Speaking about refilling: I think I would have one SORT/3 extra per drawer type with refills to always have 3 ready-to-go replacements for each type of consumeable drawers (and one whole additional station in case things go south, which I have seen happening when I did medical services for events some ~25 years ago). In case you need more material (longer or back-to-back events) where it dosn't make sense to bring loads of pre-packed refill drawers I would suggest using normal systainers (one or a set per type of drawer) to carry bulk-in-bag of everything needed to refill that certain drawer configuration, so these are refilled on-site, leading to returning to base with all stations basically being ready to go to the next job and only the bulk storage systainers in need of refill (when using the usual slow time at the end of an event to clean up things). Everything labeled (both the drawers and the storage systainers with the refills) per type should make it obvious which drawers belong to what bulk-in-bag storage systainer(s), should give you an easy and quick to operate system.
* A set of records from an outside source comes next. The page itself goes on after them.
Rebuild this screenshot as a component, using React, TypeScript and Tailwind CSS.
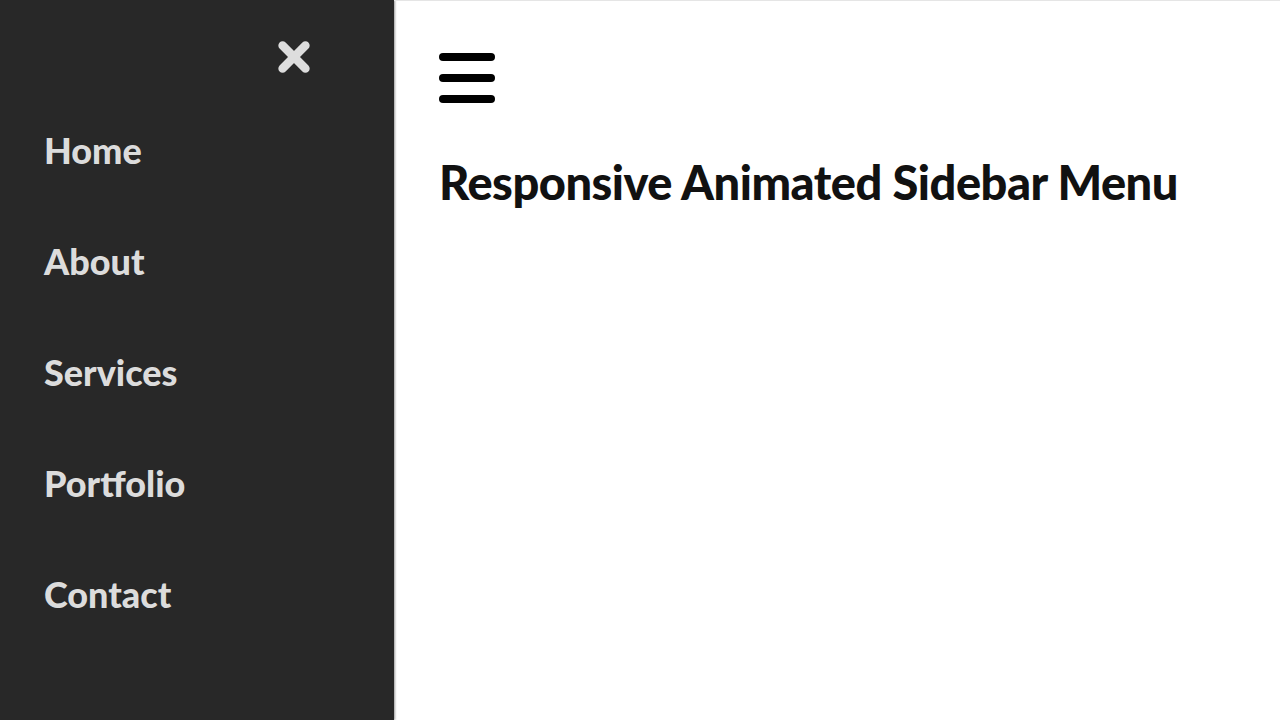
const links = ["Home", "About", "Services", "Portfolio", "Contact"];

export default function App() {
  return (
    <div className="flex h-[720px] w-[1280px] overflow-hidden bg-white font-['Lato',sans-serif]">
      <aside className="flex w-[394px] shrink-0 flex-col bg-[#282828] shadow-[1px_0_2px_rgba(0,0,0,0.4)]">
        <div className="flex justify-end pr-[81px] pt-[38px]">
          <svg viewBox="0 0 40 40" className="h-[38px] w-[38px]" aria-hidden>
            <path
              d="M8 8 L32 32 M32 8 L8 32"
              stroke="#dddddd"
              strokeWidth="9"
              strokeLinecap="round"
            />
          </svg>
        </div>
        <nav className="mt-[18px] flex flex-col pl-[44px]">
          {links.map((l) => (
            <a
              key={l}
              href="#"
              className="flex h-[111px] items-center text-[36px] font-black tracking-[0px] text-[#dcdcdc]"
            >
              {l}
            </a>
          ))}
        </nav>
      </aside>
      <main className="flex-1 border-t border-[#e5e5e5] pl-[45px] pt-[52px]">
        <button type="button" className="flex w-[56px] flex-col gap-[13px]">
          <span className="h-[8px] rounded-full bg-black" />
          <span className="h-[8px] rounded-full bg-black" />
          <span className="h-[8px] rounded-full bg-black" />
        </button>
        <h1 className="mt-[56px] text-[47px] font-black leading-none tracking-[-0.5px] text-[#111]">
          Responsive Animated Sidebar Menu
        </h1>
      </main>
    </div>
  );
}
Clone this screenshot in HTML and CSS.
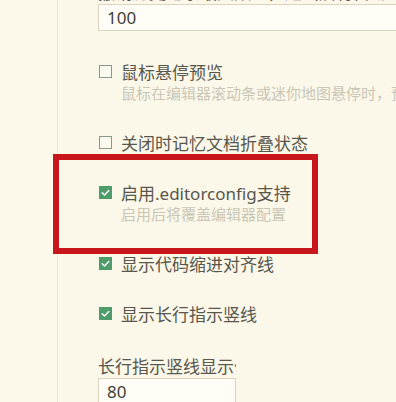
FILE: index.html
```html
<!DOCTYPE html>
<html lang="zh-CN">
<head>
<meta charset="utf-8">
<link rel="stylesheet" href="styles.css">
</head>
<body>
<div class="page">
  <aside class="sidebar"></aside>
  <main class="content">
    <div class="field field-wide">
      <div class="field-label">撤销历史记录最大数量，超出后将自动丢弃最早的记录</div>
      <div class="input">100</div>
    </div>

    <div class="setting has-desc first">
      <div class="title"><span class="box"></span><span>鼠标悬停预览</span></div>
      <div class="desc">鼠标在编辑器滚动条或迷你地图悬停时，预览对应位置的内容</div>
    </div>

    <div class="setting">
      <div class="title"><span class="box"></span><span>关闭时记忆文档折叠状态</span></div>
    </div>

    <div class="setting has-desc">
      <div class="title"><span class="box checked"><svg viewBox="0 0 13 13" width="13" height="13"><path d="M3.2 6.8 L5.5 9 L9.8 4.4" fill="none" stroke="#fff" stroke-width="1.4" stroke-linecap="round" stroke-linejoin="round"/></svg></span><span>启用.editorconfig支持</span></div>
      <div class="desc">启用后将覆盖编辑器配置</div>
    </div>

    <div class="setting">
      <div class="title"><span class="box checked"><svg viewBox="0 0 13 13" width="13" height="13"><path d="M3.2 6.8 L5.5 9 L9.8 4.4" fill="none" stroke="#fff" stroke-width="1.4" stroke-linecap="round" stroke-linejoin="round"/></svg></span><span>显示代码缩进对齐线</span></div>
    </div>

    <div class="setting">
      <div class="title"><span class="box checked"><svg viewBox="0 0 13 13" width="13" height="13"><path d="M3.2 6.8 L5.5 9 L9.8 4.4" fill="none" stroke="#fff" stroke-width="1.4" stroke-linecap="round" stroke-linejoin="round"/></svg></span><span>显示长行指示竖线</span></div>
    </div>

    <div class="field field-narrow">
      <div class="field-label">长行指示竖线显示位置</div>
      <div class="input">80</div>
    </div>
  </main>
  <div class="highlight"></div>
</div>
</body>
</html>
```

FILE: styles.css
```css
html, body {
  margin: 0;
  padding: 0;
  background: #fcf8e9;
  overflow: hidden;
}

.page {
  position: relative;
  display: flex;
  width: 396px;
  height: 402px;
  overflow: hidden;
  font-family: "Noto Sans", "Noto Sans CJK SC", sans-serif;
  color: #57574d;
}

.sidebar {
  flex: 0 0 57px;
  border-right: 1px solid #ebe5d3;
  background: #fcf8ea;
}

.content {
  flex: 1;
  min-width: 0;
  padding-left: 40px;
  margin-top: -18px;
}

.field-label {
  font-size: 17px;
  line-height: 22px;
  white-space: nowrap;
  overflow: hidden;
}

.input {
  box-sizing: border-box;
  height: 27px;
  border: 1px solid #d9d5c0;
  background: #fffdf5;
  padding-left: 8px;
  font-size: 17px;
  line-height: 25px;
  color: #3e3e38;
  white-space: nowrap;
}

.field-wide {
  width: 320px;
}

.field-narrow {
  width: 138px;
  margin-top: 30px;
}

.setting {
  margin-top: 26.5px;
}

.setting.first {
  margin-top: 28.5px;
}

.setting.has-desc + .setting {
  margin-top: 28.5px;
}

.title {
  display: flex;
  align-items: center;
  height: 24px;
  font-size: 17px;
  white-space: nowrap;
}

.box {
  box-sizing: border-box;
  flex: 0 0 13px;
  width: 13px;
  height: 13px;
  margin-left: 1px;
  margin-right: 9px;
  border: 1px solid #889a88;
  background: #fbf9ef;
  display: flex;
}

.box.checked {
  border: none;
  background: #4e9b6b;
}

.desc {
  padding-left: 23px;
  font-size: 15px;
  line-height: 18px;
  color: #c9c6b6;
  white-space: nowrap;
}

.highlight {
  position: absolute;
  left: 53px;
  top: 154px;
  width: 265px;
  height: 100px;
  box-sizing: border-box;
  border: 6px solid #c8171c;
}
```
Maybe also think abouthttps://www.tanos.de/en/products/new_products/mobile_workshop (the hole pattern MDF tops replaced with with solid, water- and disinfectant proof sheets) so you could setup work areas where/when you need them, eg. to create a backstage station where you can set removed-from-systainer drawers currently in the process of being refilled at a comfortable working height - should you do events that are more... rustic or open air where there are only tents.

Add a bunch sys-cart (for places where you have even, stable ground) or sys-roll (for rougher terrain) to move stacks if systainers around quickly without having to carry.

I wouldn't recommend the older sortainers, the SORT/3 are IMHO better since they're easier to open (bigger, easier to operate lockbar), have pull-out protection (though easy to intentionally overcome when you actually want to completely pull a drawer), are quicker to un-/stack (as of T-Loc), keep the drawer contents in place even when being turned upside down (as the drawer top is closed by the flat, closed top of the slot it goes into) and there is only one type of drawer so they can be re-arranged freely.

Hope this hepls.
 
I would recommend road cases which can be built to any configuration. In addition  they are not overly expensive. In the conditions stated I don"t think the Festool stuff will hold up.